Set a final innings total of 511 to survive, the only option for the hosts when sent in for the last session of day four was to attempt to survive.
In the end though, South Africa was all out in their second innings for 265, with Vernon Philander stranded on a stubborn 51 not out.
More importantly, they couldn’t survive the 27 more minutes they needed to.
Remarkably, despite being the top-ranked nation in the world, the 2-1 series defeat means South Africa have never beaten Australia in the time since they rejoined world cricket in 1992.
Clarke had no shortage of praise for Harris when the hooting and hollering was done.
“I didn’t know if ‘Ryno’ had anything left in the tank, but I think he and Mitchell Johnson have been our two best bowlers over the past 12 months, even longer . . . I thought if we’re going to get over the line, these two guys are the blokes to get us over the line,” he said.
“He just seems to find a way. You ask him to bowl he will bowl. He’s got no energy left his body is killing him he will find a way to take a wicket for us. As captain you can’t ask for more.”

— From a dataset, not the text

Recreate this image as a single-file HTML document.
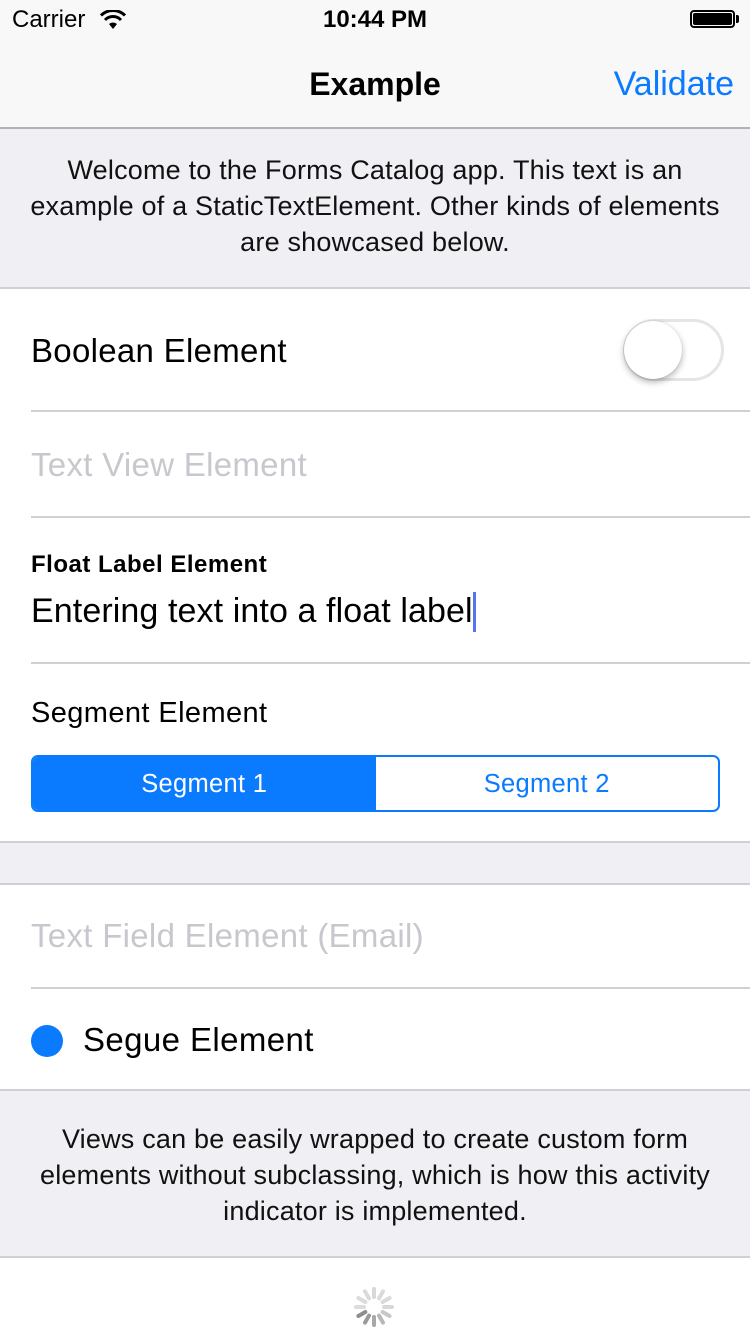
<!DOCTYPE html>
<html><head><style>
*{margin:0;padding:0;box-sizing:border-box}
body{width:750px;height:1334px;background:#efeff4;font-family:"Liberation Sans",sans-serif;position:relative;overflow:hidden}
.a{position:absolute}
.w{background:#fff;left:0;width:750px}
.sep{position:absolute;height:2px;background:#d0d0d4;right:0}
.t{position:absolute;left:31px;font-size:33px;letter-spacing:0.3px;color:#000;white-space:nowrap}
.c{text-align:center;font-size:27px;line-height:36px;color:#111;left:0;width:750px;letter-spacing:0.2px}
</style></head><body>
<div class="a" style="left:0;top:0;width:750px;height:128px;background:#f8f8f8"></div>
<div class="a" style="left:12px;top:6px;font-size:24px">Carrier</div>
<svg class="a" style="left:100px;top:10px" width="26" height="20" viewBox="0 0 26 20"><path d="M13 19 L9 14 A6 6 0 0 1 17 14 Z" fill="#000"/><path d="M5 10 A11 11 0 0 1 21 10" stroke="#000" stroke-width="3" fill="none"/><path d="M1 5.5 A17 17 0 0 1 25 5.5" stroke="#000" stroke-width="3" fill="none"/></svg>
<div class="a" style="left:0;width:750px;text-align:center;top:6px;font-size:24px;font-weight:bold">10:44 PM</div>
<div class="a" style="left:690px;top:10px;width:45px;height:18px;border:2px solid #000;border-radius:4px;padding:1px"><div style="background:#000;width:100%;height:100%;border-radius:2px"></div></div>
<div class="a" style="left:736px;top:15px;width:3px;height:8px;background:#000;border-radius:0 2px 2px 0"></div>
<div class="a" style="left:0;width:750px;text-align:center;top:66px;font-size:32px;font-weight:bold">Example</div>
<div class="a" style="right:16px;top:65px;font-size:34px;color:#0a7aff">Validate</div>
<div class="sep" style="top:127px;left:0;background:#b2b2b2;height:1.5px"></div>
<div class="a c" style="top:152px">Welcome to the Forms Catalog app. This text is an<br>example of a StaticTextElement. Other kinds of elements<br>are showcased below.</div>
<div class="a w" style="top:288px;height:554px"></div>
<div class="sep" style="top:287px;left:0"></div>
<div class="t" style="top:332px">Boolean Element</div>
<div class="a" style="left:623px;top:319px;width:101px;height:62px;border:3px solid #e5e5e5;border-radius:31px"></div>
<div class="a" style="left:624px;top:321px;width:58px;height:58px;border-radius:50%;background:#fff;box-shadow:0 3px 7px rgba(0,0,0,.3),0 0 1px rgba(0,0,0,.2)"></div>
<div class="sep" style="top:410px;left:31px"></div>
<div class="t" style="top:446px;color:#c7c7cd">Text View Element</div>
<div class="sep" style="top:516px;left:31px"></div>
<div class="t" style="top:551px;font-size:24px;letter-spacing:0.5px;font-weight:bold">Float Label Element</div>
<div class="t" style="top:592px;font-size:34px;letter-spacing:0.1px">Entering text into a float label</div>
<div class="a" style="left:473px;top:592px;width:3px;height:40px;background:#5773ee"></div>
<div class="sep" style="top:662px;left:31px"></div>
<div class="t" style="top:697px;font-size:29px;letter-spacing:0.4px">Segment Element</div>
<div class="a" style="left:31px;top:755px;width:689px;height:57px;border:2px solid #0a7aff;border-radius:7px;overflow:hidden;display:flex;font-size:25.5px;letter-spacing:0.3px">
<div style="flex:1;background:#0a7aff;color:#fff;text-align:center;line-height:55px">Segment 1</div>
<div style="flex:1;color:#0a7aff;text-align:center;line-height:55px">Segment 2</div></div>
<div class="sep" style="top:841px;left:0"></div>
<div class="a w" style="top:884px;height:206px"></div>
<div class="sep" style="top:883px;left:0"></div>
<div class="t" style="top:917px;color:#c7c7cd">Text Field Element (Email)</div>
<div class="sep" style="top:987px;left:31px"></div>
<div class="a" style="left:31px;top:1025px;width:32px;height:32px;border-radius:50%;background:#0a7aff"></div>
<div class="t" style="left:83px;top:1021px;letter-spacing:0.4px">Segue Element</div>
<div class="sep" style="top:1089px;left:0"></div>
<div class="a c" style="top:1121px">Views can be easily wrapped to create custom form<br>elements without subclassing, which is how this activity<br>indicator is implemented.</div>
<div class="a w" style="top:1257px;height:77px"></div>
<div class="sep" style="top:1256px;left:0"></div>
<svg class="a" style="left:354px;top:1287px" width="40" height="40" viewBox="-20 -20 40 40">
<g stroke-width="4" stroke-linecap="round">
<line x1="0" y1="-18" x2="0" y2="-10" stroke="#d8d8d8" transform="rotate(0)"/>
<line x1="0" y1="-18" x2="0" y2="-10" stroke="#dadada" transform="rotate(30)"/>
<line x1="0" y1="-18" x2="0" y2="-10" stroke="#dadada" transform="rotate(60)"/>
<line x1="0" y1="-18" x2="0" y2="-10" stroke="#d8d8d8" transform="rotate(90)"/>
<line x1="0" y1="-18" x2="0" y2="-10" stroke="#c8c8c8" transform="rotate(120)"/>
<line x1="0" y1="-18" x2="0" y2="-10" stroke="#b8b8b8" transform="rotate(150)"/>
<line x1="0" y1="-18" x2="0" y2="-10" stroke="#a8a8a8" transform="rotate(180)"/>
<line x1="0" y1="-18" x2="0" y2="-10" stroke="#9a9a9a" transform="rotate(210)"/>
<line x1="0" y1="-18" x2="0" y2="-10" stroke="#8e8e8e" transform="rotate(240)"/>
<line x1="0" y1="-18" x2="0" y2="-10" stroke="#dcdcdc" transform="rotate(270)"/>
<line x1="0" y1="-18" x2="0" y2="-10" stroke="#dcdcdc" transform="rotate(300)"/>
<line x1="0" y1="-18" x2="0" y2="-10" stroke="#dadada" transform="rotate(330)"/>
</g></svg>
</body></html>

The ghosts of Adelaide 2012, AB de Villiers and Faf du Plessis looked set to repeat their feat at one stage, lasting through to the final session of the Test.
But when Harris removed de Villiers caught behind and Steven Smith shocked du Plessis with a successful LBW review it was a tough ask.

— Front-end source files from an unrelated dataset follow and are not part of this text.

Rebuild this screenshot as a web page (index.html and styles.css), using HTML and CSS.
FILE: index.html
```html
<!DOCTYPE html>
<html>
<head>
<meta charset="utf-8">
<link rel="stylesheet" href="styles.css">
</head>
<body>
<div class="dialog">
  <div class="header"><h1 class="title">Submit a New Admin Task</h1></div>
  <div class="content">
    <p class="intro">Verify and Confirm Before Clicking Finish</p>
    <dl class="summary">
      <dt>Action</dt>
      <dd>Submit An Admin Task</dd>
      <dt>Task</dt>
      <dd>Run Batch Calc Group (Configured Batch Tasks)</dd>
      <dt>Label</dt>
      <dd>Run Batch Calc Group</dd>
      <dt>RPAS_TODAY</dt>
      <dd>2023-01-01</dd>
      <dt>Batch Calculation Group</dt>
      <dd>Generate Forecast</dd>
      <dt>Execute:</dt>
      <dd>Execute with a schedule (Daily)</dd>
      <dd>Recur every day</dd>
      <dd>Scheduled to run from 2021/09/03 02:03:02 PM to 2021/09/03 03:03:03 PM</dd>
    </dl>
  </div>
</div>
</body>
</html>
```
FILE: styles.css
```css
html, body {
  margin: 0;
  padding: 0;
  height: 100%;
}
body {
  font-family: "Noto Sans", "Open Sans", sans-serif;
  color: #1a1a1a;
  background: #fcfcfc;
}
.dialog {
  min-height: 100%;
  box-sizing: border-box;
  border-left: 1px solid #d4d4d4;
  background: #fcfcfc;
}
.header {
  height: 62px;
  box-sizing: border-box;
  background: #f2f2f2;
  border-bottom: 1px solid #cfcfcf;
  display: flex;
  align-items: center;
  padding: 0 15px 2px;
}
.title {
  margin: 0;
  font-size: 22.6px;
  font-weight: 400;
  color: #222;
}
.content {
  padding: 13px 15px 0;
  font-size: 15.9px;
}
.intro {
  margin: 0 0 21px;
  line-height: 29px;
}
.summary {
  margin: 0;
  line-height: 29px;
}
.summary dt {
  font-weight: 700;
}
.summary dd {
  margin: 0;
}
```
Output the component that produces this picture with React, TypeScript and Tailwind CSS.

JP Duminy was up for the fight lasting 105 balls for his 43 before tickling Johnson to Nathan Lyon at shortish fine leg.
This left the three fast bowlers to survive an hour and a half, it was a big ask but only just.
Philander, the bowler, again showed the batsmen how it’s done and got himself the 50 he was denied by his teammates in the first innings.
Cue controversy. A Johnson bouncer caught Philander’s glove and Alex Doolan finished the job at short leg, so the umpire thought. The batsman challenged the call though and the video umpire decided his glove wasn’t touching his bat at the time. He survived.
Clarke and Dale Steyn had words at the drinks break which followed, and had to be kept apart by the umpires.
Tensions were high. An hour to go.
Lyon struggled to trouble the tailenders, so Shane Watson was called upon.
Johnson too was ripping in but in the knowledge of all that he was good for only three or four overs a spell.
Desperate, the Aussies reviewed an LBW shout for Philander that would have missed another set of stumps. Reviews gone.
With five overs to go though, enter Harris. He would bowl three of the last five overs of the Test, but he only needed three balls.
The first, a yorker, somehow clipped the off peg and Steyn was removed.
Then out came Morne Morkel, the man who’d terrorised the Aussies, particularly captain Clarke with the ball.
A gesture from coach Darren Lehmann told his bowler to pitch it up and go for LBW or the stumps. As if he needed to be told.
Limping as he walked back to his mark, and with a knee operation imminent after this Test, his third ball ended the series by clattering into Morkel’s stumps.
While not going overboard, Clarke was asked to compare the 2-1 win over South Africa with the 5-0 Ashes whitewash over England.
He said “an honest assumption would be that it’s as good”.
“The number-one team in the world have fought their absolute backside off to not give us the game, and we’ve had to fight even harder to win the game. We will learn from that,” he said.
While it was the bowlers who wrapped it up, man of the match went to David Warner for his 135 and 145 runs.